For one thing I have always considered myself a son-of-the-soil Indian. Well, this document shows otherwise. At least one strand of my family was busy cutting the forests and steadily moving west-wards, colonizing the vastness of the United States.
As a person trained in forestry I have always had a beef against people who allow their cattle to graze in the forests. Even more so against people who do slash and burn agriculture. Well, as a young boy at least, Samuel Cravath clearly was doing both. Its strange to find myself on the other side - considering the actions of my ancestor understandable as he helped his family eke out a living, pushing back 'the primeval forest.'
But the thing that really gets me is how hard Samuel Cravath had to work. And at such a young age.
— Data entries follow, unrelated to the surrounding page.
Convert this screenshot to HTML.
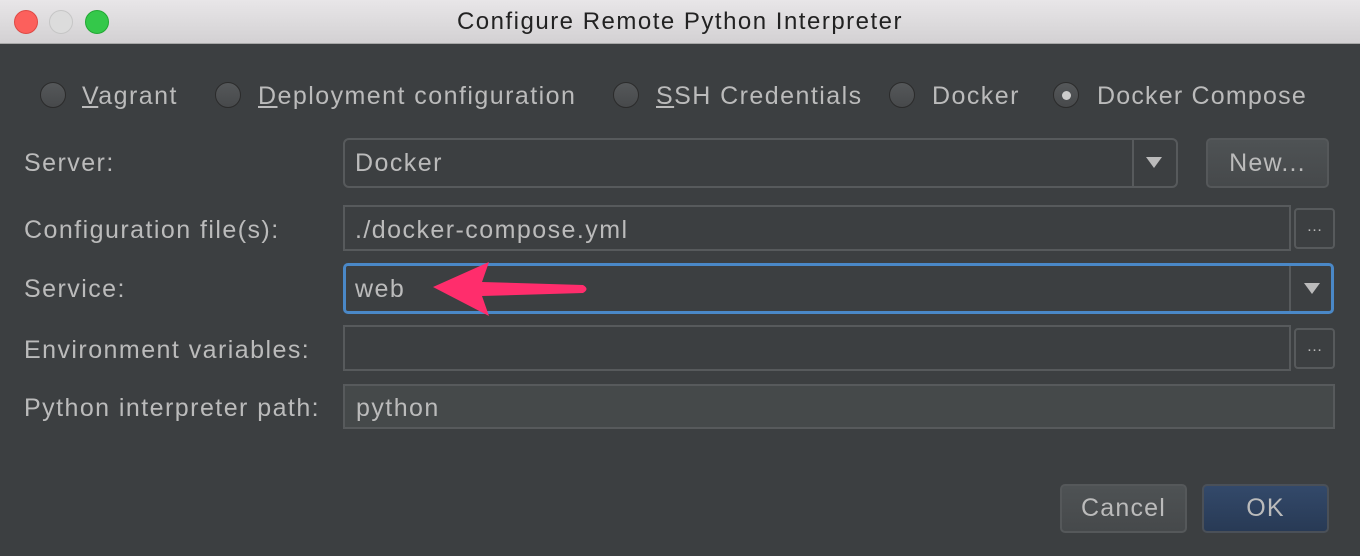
<!DOCTYPE html>
<html><head><style>
body{margin:0;width:1360px;height:556px;background:#3c3f41;font-family:"Liberation Sans",sans-serif;color:#bbbbbb;overflow:hidden;position:relative}
.a{position:absolute}
.title{left:0;top:0;width:1360px;height:44px;background:linear-gradient(#e8e6e8,#d3d1d3);border-bottom:1px solid #a8a8a8;box-sizing:border-box;text-align:center;line-height:44px;font-size:24px;letter-spacing:1.5px;color:#222}
.dot{top:10px;width:24px;height:24px;border-radius:50%;box-sizing:border-box}
.t{font-size:25px;letter-spacing:1.45px;line-height:30px;white-space:nowrap}
.radio{width:26px;height:26px;border-radius:50%;background:linear-gradient(#55585a,#47494b);border:1px solid #2b2b2b;box-sizing:border-box;top:82px}
.f{border:2px solid #575a5c;box-sizing:border-box;border-radius:3px}
.btn{border:2px solid #55585a;border-radius:5px;background:linear-gradient(#4e5254,#46494b);box-sizing:border-box;text-align:center;font-size:25px;letter-spacing:1.2px}
.dd{width:0;height:0;border-left:8px solid transparent;border-right:8px solid transparent;border-top:11px solid #bbb}
.dots{font-size:16px;text-align:center;line-height:34px}
</style></head><body>
<div class="a title">Configure Remote Python Interpreter</div>
<div class="a dot" style="left:14px;background:#fc605c;border:1px solid #de4a45"></div>
<div class="a dot" style="left:49px;background:#dcdcdc;border:1px solid #c6c6c6"></div>
<div class="a dot" style="left:85px;background:#34c84a;border:1px solid #22a834"></div>

<div class="a radio" style="left:40px"></div><div class="a t" style="left:82px;top:81px"><u>V</u>agrant</div>
<div class="a radio" style="left:215px"></div><div class="a t" style="left:258px;top:81px"><u>D</u>eployment configuration</div>
<div class="a radio" style="left:613px"></div><div class="a t" style="left:656px;top:81px"><u>S</u>SH Credentials</div>
<div class="a radio" style="left:889px"></div><div class="a t" style="left:932px;top:81px">Docker</div>
<div class="a radio" style="left:1053px"></div><div class="a" style="left:1062px;top:91px;width:9px;height:9px;border-radius:50%;background:#ccc"></div><div class="a t" style="left:1097px;top:81px;letter-spacing:1.2px">Docker Compose</div>

<div class="a t" style="left:24px;top:148px">Server:</div>
<div class="a f" style="left:343px;top:138px;width:835px;height:50px;border-radius:6px"></div>
<div class="a" style="left:1132px;top:140px;width:2px;height:46px;background:#575a5c"></div>
<div class="a dd" style="left:1146px;top:157px"></div>
<div class="a t" style="left:355px;top:148px">Docker</div>
<div class="a btn" style="left:1206px;top:138px;width:123px;height:50px;line-height:46px">New...</div>

<div class="a t" style="left:24px;top:215px">Configuration file(s):</div>
<div class="a f" style="left:343px;top:205px;width:948px;height:46px;border-radius:0"></div>
<div class="a t" style="left:355px;top:215px">./docker-compose.yml</div>
<div class="a f dots" style="left:1294px;top:208px;width:41px;height:41px;border-radius:4px">…</div>

<div class="a t" style="left:24px;top:274px">Service:</div>
<div class="a" style="left:343px;top:263px;width:991px;height:51px;border:3px solid #4a88c7;border-radius:5px;box-sizing:border-box"></div>
<div class="a" style="left:1289px;top:266px;width:2px;height:45px;background:#575a5c"></div>
<div class="a dd" style="left:1304px;top:283px"></div>
<div class="a t" style="left:355px;top:274px">web</div>
<svg class="a" style="left:0;top:0" width="1360" height="556"><path d="M433 287 L489 262 L482 282 L583 285 Q590 289 583 293 L482 296 L489 316 Z" fill="#ff2d6c"/></svg>

<div class="a t" style="left:24px;top:335px">Environment variables:</div>
<div class="a f" style="left:343px;top:325px;width:948px;height:46px;border-radius:0"></div>
<div class="a f dots" style="left:1294px;top:328px;width:41px;height:41px;border-radius:4px">…</div>

<div class="a t" style="left:24px;top:393px">Python interpreter path:</div>
<div class="a f" style="left:343px;top:384px;width:992px;height:45px;border-radius:0;background:#45494a"></div>
<div class="a t" style="left:356px;top:393px">python</div>

<div class="a btn" style="left:1060px;top:484px;width:127px;height:49px;line-height:45px">Cancel</div>
<div class="a btn" style="left:1202px;top:484px;width:127px;height:49px;line-height:45px;background:linear-gradient(#33496a,#283a55);border-color:#4a5058">OK</div>
</body></html>
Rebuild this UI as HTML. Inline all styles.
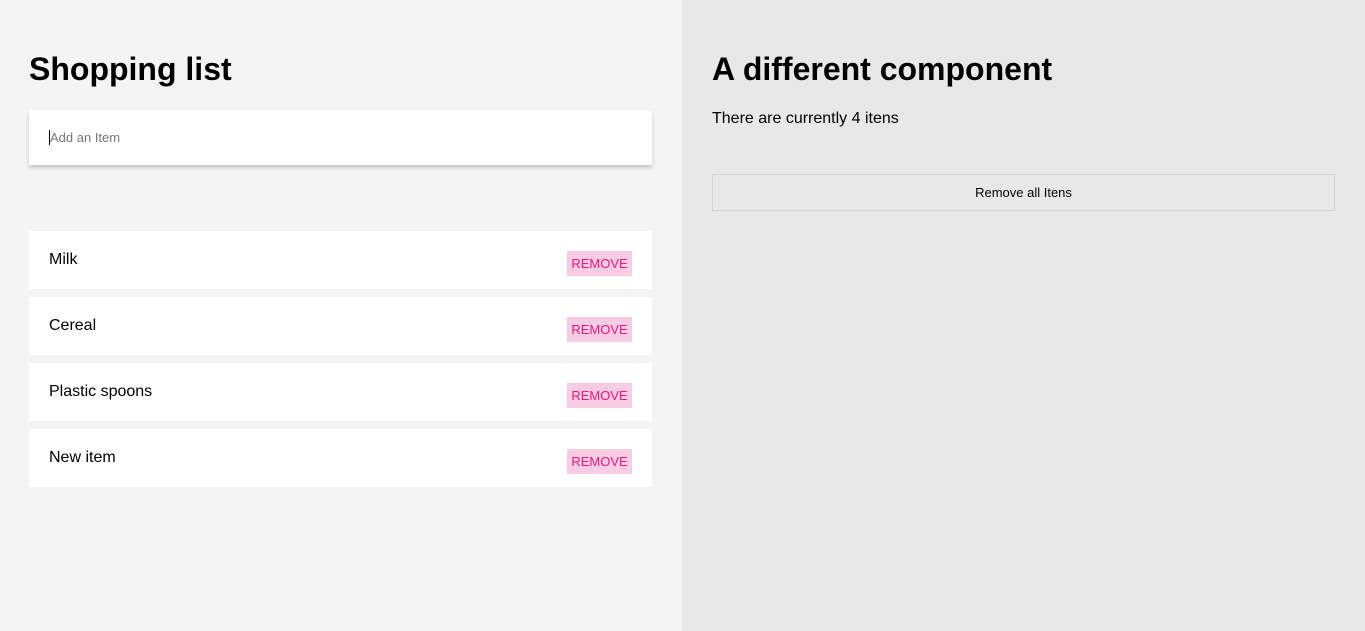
<!DOCTYPE html>
<html><head><style>
*{margin:0;padding:0;box-sizing:border-box}
body{width:1365px;height:631px;font-family:"Liberation Sans",Arial,sans-serif;display:flex;overflow:hidden}
.l{width:682px;height:631px;background:#f4f4f4;position:relative}
.r{flex:1;height:631px;background:#e8e8e8;position:relative}
h1{position:absolute;font-size:32px;font-weight:bold;color:#000;top:51px}
.in{position:absolute;left:29px;top:110px;width:623px;height:55px;background:#fff;box-shadow:0 3px 4px rgba(0,0,0,.18)}
.in span{position:absolute;left:20px;top:20px;font-size:13px;color:#777;border-left:1px solid #000;line-height:15px}
.it{position:absolute;left:29px;width:623px;height:58px;background:#fff}
.it .n{position:absolute;left:20px;top:20px;font-size:16px;color:#000}
.it .b{position:absolute;left:538px;top:20px;width:65px;height:25px;background:#f8cde3;color:#f0157f;font-size:13px;text-align:center;line-height:25px}
p{position:absolute;left:30px;top:110px;font-size:16px}
.btn{position:absolute;left:30px;top:174px;width:623px;height:37px;border:1px solid #d4d4d4;text-align:center;line-height:35px;font-size:13px}
</style></head><body>
<div class="l">
<h1 style="left:29px">Shopping list</h1>
<div class="in"><span>Add an Item</span></div>
<div class="it" style="top:231px"><div class="n">Milk</div><div class="b">REMOVE</div></div>
<div class="it" style="top:297px"><div class="n">Cereal</div><div class="b">REMOVE</div></div>
<div class="it" style="top:363px"><div class="n">Plastic spoons</div><div class="b">REMOVE</div></div>
<div class="it" style="top:429px"><div class="n">New item</div><div class="b">REMOVE</div></div>
</div>
<div class="r">
<h1 style="left:30px">A different component</h1>
<p>There are currently 4 itens</p>
<div class="btn">Remove all Itens</div>
</div>
</body></html>
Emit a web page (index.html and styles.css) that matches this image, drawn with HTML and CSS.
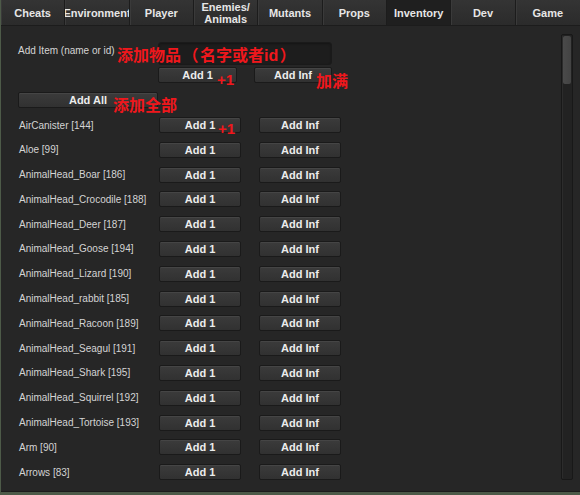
FILE: index.html
```html
<!DOCTYPE html>
<html>
<head>
<meta charset="utf-8">
<link rel="stylesheet" href="styles.css">
</head>
<body>
<div class="window">
  <div class="tabs">
    <div class="tab">Cheats</div>
    <div class="tab">Environment</div>
    <div class="tab">Player</div>
    <div class="tab two">Enemies/<br>Animals</div>
    <div class="tab">Mutants</div>
    <div class="tab">Props</div>
    <div class="tab active">Inventory</div>
    <div class="tab">Dev</div>
    <div class="tab">Game</div>
  </div>
  <div class="body">
    <div class="content">
      <div class="top">
        <div class="label top-label">Add Item (name or id)</div>
        <div class="field"></div>
        <div class="btn b-add1">Add 1</div>
        <div class="btn b-addinf">Add Inf</div>
        <div class="btn b-all">Add All</div>
      </div>
      <div class="list">
        <div class="label">AirCanister [144]</div><div class="btn">Add 1</div><div class="btn c3">Add Inf</div>
        <div class="label">Aloe [99]</div><div class="btn">Add 1</div><div class="btn c3">Add Inf</div>
        <div class="label">AnimalHead_Boar [186]</div><div class="btn">Add 1</div><div class="btn c3">Add Inf</div>
        <div class="label">AnimalHead_Crocodile [188]</div><div class="btn">Add 1</div><div class="btn c3">Add Inf</div>
        <div class="label">AnimalHead_Deer [187]</div><div class="btn">Add 1</div><div class="btn c3">Add Inf</div>
        <div class="label">AnimalHead_Goose [194]</div><div class="btn">Add 1</div><div class="btn c3">Add Inf</div>
        <div class="label">AnimalHead_Lizard [190]</div><div class="btn">Add 1</div><div class="btn c3">Add Inf</div>
        <div class="label">AnimalHead_rabbit [185]</div><div class="btn">Add 1</div><div class="btn c3">Add Inf</div>
        <div class="label">AnimalHead_Racoon [189]</div><div class="btn">Add 1</div><div class="btn c3">Add Inf</div>
        <div class="label">AnimalHead_Seagul [191]</div><div class="btn">Add 1</div><div class="btn c3">Add Inf</div>
        <div class="label">AnimalHead_Shark [195]</div><div class="btn">Add 1</div><div class="btn c3">Add Inf</div>
        <div class="label">AnimalHead_Squirrel [192]</div><div class="btn">Add 1</div><div class="btn c3">Add Inf</div>
        <div class="label">AnimalHead_Tortoise [193]</div><div class="btn">Add 1</div><div class="btn c3">Add Inf</div>
        <div class="label">Arm [90]</div><div class="btn">Add 1</div><div class="btn c3">Add Inf</div>
        <div class="label">Arrows [83]</div><div class="btn">Add 1</div><div class="btn c3">Add Inf</div>
      </div>
    </div>
    <div class="scrollbar"><div class="thumb"></div></div>
    <div class="note n1">添加物品<span class="paren">（</span>名字或者id<span class="paren">）</span></div>
    <div class="note n2">+1</div>
    <div class="note n3">加满</div>
    <div class="note n4">添加全部</div>
    <div class="note n5">+1</div>
  </div>
</div>
</body>
</html>
```
FILE: styles.css
```css
html, body {
  margin: 0;
  padding: 0;
}
body {
  width: 580px;
  height: 495px;
  background: #4d5a48;
  font-family: "Liberation Sans", Arial, sans-serif;
  overflow: hidden;
}
.window {
  margin-left: 1px;
  width: 579px;
  height: 492px;
  background: #262626;
  overflow: hidden;
  border-bottom: 1px solid #1c1c1c;
  box-sizing: border-box;
}
.tabs {
  display: grid;
  grid-template-columns: repeat(9, 1fr);
  height: 26px;
  background: #2c2c2c;
  border-bottom: 1px solid #1c1c1c;
  box-sizing: border-box;
}
.tab {
  display: flex;
  align-items: center;
  justify-content: center;
  text-align: center;
  color: #e6e6e6;
  font-weight: bold;
  font-size: 11px;
  line-height: 12px;
  background: linear-gradient(#343434, #2b2b2b);
  border-right: 1px solid #1c1c1c;
  box-shadow: inset 1px 0 0 #3a3a3a;
  white-space: nowrap;
  overflow: hidden;
  padding-top: 1px;
}
.tab:last-child { border-right: none; }
.tab.active {
  background: #1f1f1f;
  box-shadow: none;
}
.body {
  position: relative;
  height: 466px;
}
.content {
  padding: 16px 0 0 17px;
}
.top {
  display: grid;
  grid-template-columns: 140px 79px 17px 78px;
  grid-template-rows: 23px 16px 16px;
  row-gap: 2px;
}
.top-label {
  grid-column: 1;
  grid-row: 1;
  align-self: start;
  padding-top: 3px;
}
.field {
  grid-column: 2 / 5;
  grid-row: 1;
  background: #1d1d1d;
  border: 1px solid #1a1a1a;
  border-radius: 3px;
  box-shadow: inset 0 1px 2px #151515;
}
.b-add1 { grid-column: 2; grid-row: 2; }
.b-addinf { grid-column: 4; grid-row: 2; }
.b-all {
  grid-column: 1;
  grid-row: 3;
  margin-top: 7px;
  height: 16px;
}
.label {
  color: #d4d4d4;
  font-size: 10px;
  white-space: nowrap;
}
.btn {
  display: flex;
  align-items: center;
  justify-content: center;
  box-sizing: border-box;
  height: 16px;
  background: linear-gradient(#3b3b3b, #313131);
  border: 1px solid #1a1a1a;
  border-radius: 2px;
  box-shadow: inset 0 1px 0 #454545;
  color: #ececec;
  font-weight: bold;
  font-size: 11px;
}
.list {
  margin-top: 16px;
  display: grid;
  grid-template-columns: 141px 82px 18px 82px;
  grid-auto-rows: 16px;
  row-gap: 8.8px;
  align-items: center;
}
.list .label { grid-column: 1; padding-left: 1px; }
.list .c3 { grid-column: 4; }
.scrollbar {
  position: absolute;
  left: 560px;
  top: 8px;
  width: 12px;
  height: 446px;
  box-sizing: border-box;
  background: #222;
  border: 1px solid #181818;
  border-radius: 2px;
  box-shadow: inset 1px 0 0 #2c2c2c;
}
.thumb {
  margin: 1px 0 0 1px;
  width: 8px;
  height: 48px;
  background: linear-gradient(90deg, #4a4a4a, #434343);
  border-radius: 2px;
}
.note {
  position: absolute;
  color: #f0171c;
  font-family: "Liberation Sans", "Noto Sans CJK SC", sans-serif;
  font-weight: bold;
  font-size: 16px;
  line-height: 16px;
  white-space: nowrap;
}
.paren {
  display: inline-block;
  width: 19px;
  text-align: center;
}
.n1 { left: 116px; top: 22px; }
.n2 { left: 216px; top: 46px; font-size: 15px; }
.n3 { left: 315px; top: 48px; }
.n4 { left: 112px; top: 72px; }
.n5 { left: 217px; top: 95px; font-size: 15px; }
```
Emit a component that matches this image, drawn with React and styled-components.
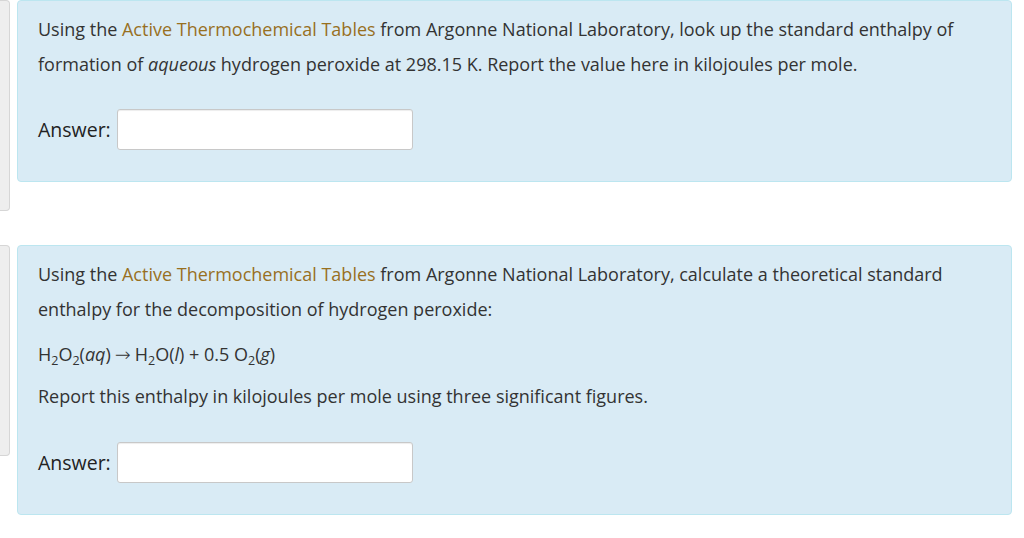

I look back at the luxury of my life. What did I have to do when I was 8 years old? Read books. Play downstairs. Climb trees. My father made us a tree house. Samuel's step-dad was so involved with preaching and taking books to others - that much of the business of keeping the family afloat fell an Samuel and his brothers. My father also did do some travelling when I was a stripling lad - but it never lead to any privation on our part, it never forced any extra labor for my sister, brother and myself!
Its a long way to 1844 and there abouts. But its not so long - or so far. Just a casual glance on the street, a quick look into the local eateries - or into the automobile workshops - will show that there are plenty of young children working in our city. How many of them will be able to step outside this cycle of child labour? And how many will remain confined into the same general (and often alcohol-soaked) poverty of their parents and grandparents?
Reading Samuel Austin Cravath's life-sketch is such a tremendous gift of grace to me. He writes in the forward that these notes (a 69 paged typewritten manuscript) were written at the request of his beloved daughter Myra... and that "this sketch is not intended for publication or public perusal, but strictly for the family which it concerns."
Well, as a descendant I am interpreting that particular injunction in the broadest possible sense. Hearing what SA Cravath has to say about the incidents which 'have gone into the making up of a life' has brought many thoughts about my own life, and the function of memory which allows us to go back in time and listen to voices that are all but forgotten in the thick wall of 'information' that we now have to swim our way through.